Can this calculator be used for optical fibers?
While this calculator is specifically designed for slab waveguides (planar, 1D confinement), the same fundamental principles apply to optical fibers (circular, 2D confinement). However, there are important differences to consider:
Key Differences:
- Geometry: Slab waveguides are planar (infinite in one transverse dimension), while optical fibers are circular (finite in both transverse dimensions).
- Mode Structure: Slab waveguides support discrete modes in one dimension but continuous in the other. Optical fibers support discrete modes in both transverse dimensions.
- Characteristic Equations: The equations for circular fibers are more complex, involving Bessel functions rather than trigonometric functions.

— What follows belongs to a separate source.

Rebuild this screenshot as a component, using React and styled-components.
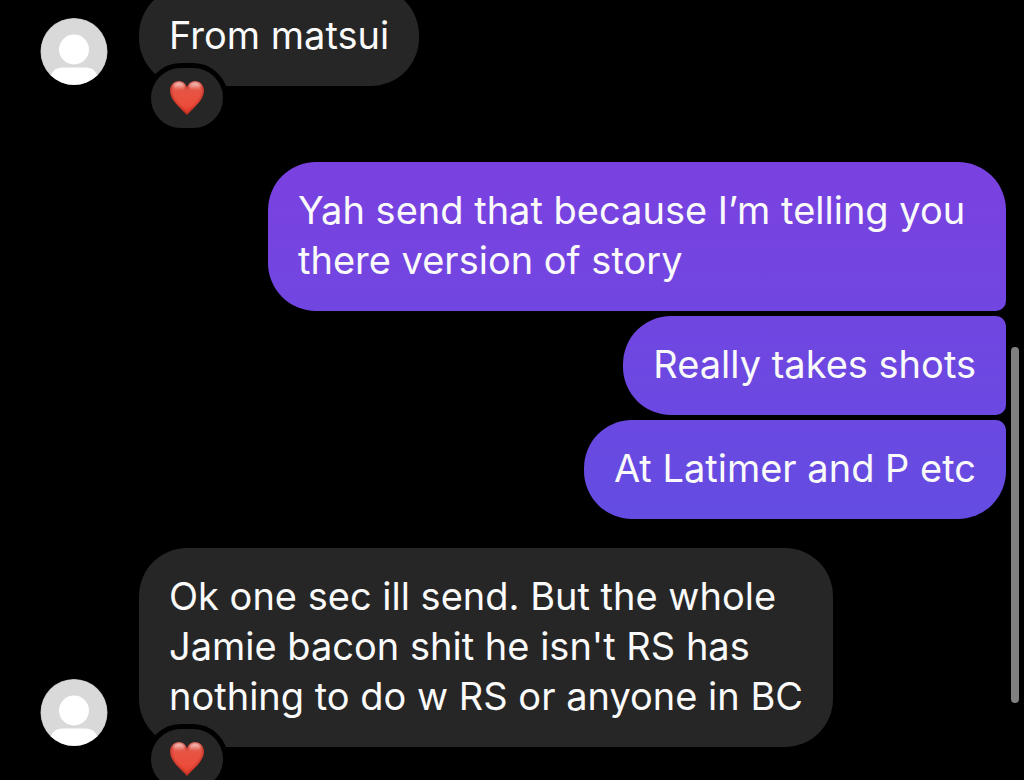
import React from "react";
import styled, { createGlobalStyle } from "styled-components";

const messages = [
  { id: 1, from: "them", liked: true, text: "From matsui" },
  {
    id: 2,
    from: "me",
    text: "Yah send that because I’m telling you there version of story",
  },
  { id: 3, from: "me", text: "Really takes shots" },
  { id: 4, from: "me", text: "At Latimer and P etc" },
  {
    id: 5,
    from: "them",
    liked: true,
    text: "Ok one sec ill send. But the whole\nJamie bacon shit he isn't RS has\nnothing to do w RS or anyone in BC",
  },
];

const heartPath =
  "M17 6C15.500 2.200 12.500 0 9 0C4 0 0 4 0 9.500C0 19 9 25.500 17 34C25 25.500 34 19 34 9.500C34 4 30 0 25 0C21.500 0 18.500 2.200 17 6Z";

const Avatar = () => (
  <AvatarIcon viewBox="0 0 68 68" aria-hidden="true">
    <clipPath id="avatarClip">
      <circle cx="34" cy="33.500" r="33.300" />
    </clipPath>
    <circle cx="34" cy="33.500" r="33.500" fill="#b4b4b4" />
    <circle cx="34" cy="33.500" r="33" fill="#d9d9d9" />
    <g clipPath="url(#avatarClip)" fill="#fff">
      <circle cx="34" cy="31.500" r="15" />
      <path d="M9 62C11 54 15 49.500 23 49.500H45C53 49.500 57 54 59 62V68H9Z" />
    </g>
  </AvatarIcon>
);

const Heart = () => (
  <HeartIcon viewBox="0 0 34 34" aria-hidden="true">
    <defs>
      <linearGradient id="heartFill" x1="0" y1="0" x2="0" y2="1">
        <stop offset="0" stopColor="#e2584a" />
        <stop offset="0.3" stopColor="#e65443" />
        <stop offset="0.7" stopColor="#ec4d3b" />
        <stop offset="1" stopColor="#dc3928" />
      </linearGradient>
      <linearGradient id="heartShine" x1="0" y1="0" x2="0" y2="1">
        <stop offset="0" stopColor="#fff" stopOpacity="0.75" />
        <stop offset="1" stopColor="#fff" stopOpacity="0" />
      </linearGradient>
      <filter id="heartSoft" x="-0.2" y="-0.2" width="1.4" height="1.4">
        <feGaussianBlur stdDeviation="0.8" />
      </filter>
      <clipPath id="heartClip">
        <path d={heartPath} />
      </clipPath>
    </defs>
    <g clipPath="url(#heartClip)">
      <path d={heartPath} fill="url(#heartFill)" />
      <path
        d={heartPath}
        fill="none"
        stroke="#b02c20"
        strokeWidth="2"
        filter="url(#heartSoft)"
      />
      <g fill="url(#heartShine)" filter="url(#heartSoft)">
        <ellipse cx="9" cy="5" rx="6" ry="4" />
        <ellipse cx="25" cy="5" rx="6" ry="4" />
      </g>
    </g>
  </HeartIcon>
);

export const Message = ({ message, first, last }) => {
  const { from, liked, text } = message;
  return (
    <Row $from={from} $first={first} $liked={liked}>
      {from === "them" && <Avatar />}
      <Bubble $from={from} $first={first} $last={last}>
        {text}
        {liked && (
          <Reaction>
            <Heart />
          </Reaction>
        )}
      </Bubble>
    </Row>
  );
};

export default function App() {
  return (
    <>
      <GlobalStyle />
      <Chat>
        <List>
          {messages.map((message, i) => (
            <Message
              key={message.id}
              message={message}
              first={messages[i - 1]?.from !== message.from}
              last={messages[i + 1]?.from !== message.from}
            />
          ))}
        </List>
        <ScrollThumb />
      </Chat>
    </>
  );
}

const GlobalStyle = createGlobalStyle`
  * {
    box-sizing: border-box;
  }
  body {
    margin: 0;
    background: #000;
    font-family: Inter, "Liberation Sans", sans-serif;
  }
`;
const Chat = styled.main`
  position: relative;
  height: 100vh;
  overflow: hidden;
  display: flex;
  flex-direction: column;
  justify-content: flex-end;
  padding: 0 18px 33px 40px;
`;
const List = styled.ol`
  list-style: none;
  margin: 0;
  padding: 0;
  display: flex;
  flex-direction: column;
  gap: 5px;
`;
const Row = styled.li`
  display: flex;
  align-items: flex-end;
  gap: 31px;
  justify-content: ${({ $from }) => ($from === "me" ? "flex-end" : "flex-start")};
  margin-top: ${({ $first }) => ($first ? "24px" : "0")};

  &:not(:last-child) {
    margin-bottom: ${({ $liked }) => ($liked ? "47px" : "0")};
  }
`;
const Bubble = styled.div`
  position: relative;
  max-width: 738px;
  padding: 23px 30px 26px;
  border-radius: 48px;
  border-top-right-radius: ${({ $from, $first }) => ($from === "me" && !$first ? "10px" : "48px")};
  border-bottom-right-radius: ${({ $from, $last }) => ($from === "me" && !$last ? "10px" : "48px")};
  background: ${({ $from }) =>
    $from === "me" ? "linear-gradient(#843ce0, #5454e2) fixed" : "#262626"};
  color: #fafafa;
  font-size: 38px;
  line-height: 50px;
  white-space: pre-line;
`;
const Reaction = styled.span`
  position: absolute;
  left: 7px;
  bottom: -47px;
  width: 82px;
  height: 70px;
  display: flex;
  justify-content: center;
  align-items: center;
  border: 5px solid #000;
  border-radius: 35px;
  background: #262626;
`;
const AvatarIcon = styled.svg`
  width: 68px;
  height: 68px;
  flex-shrink: 0;
`;
const HeartIcon = styled.svg`
  width: 34px;
  height: 34px;
`;
const ScrollThumb = styled.div`
  position: absolute;
  right: 5px;
  bottom: 77px;
  width: 8px;
  height: 356px;
  border-radius: 4px;
  background: #808080;
`;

- Normalized Frequency: For fibers, V = (2πa/λ)NA, where a is the core radius and NA = √(n₁² - n₂²) is the numerical aperture.
When This Calculator Can Be Used:
- As a first approximation for step-index fibers with large core radii (where the waveguide behaves more like a slab).
- To understand fundamental concepts that apply to both slab waveguides and fibers.
- For quick estimates when more specialized fiber tools aren't available.
When Specialized Tools Are Needed:
- For accurate analysis of standard optical fibers (e.g., single-mode fiber SMF-28).
- When precise mode field diameters or dispersion characteristics are required.
- For fibers with complex refractive index profiles (e.g., graded-index fibers).
Recommendation: For optical fiber analysis, use dedicated fiber optic calculators or simulation software that can handle the circular geometry and provide parameters like mode field diameter, cutoff wavelength, and dispersion characteristics specific to fibers.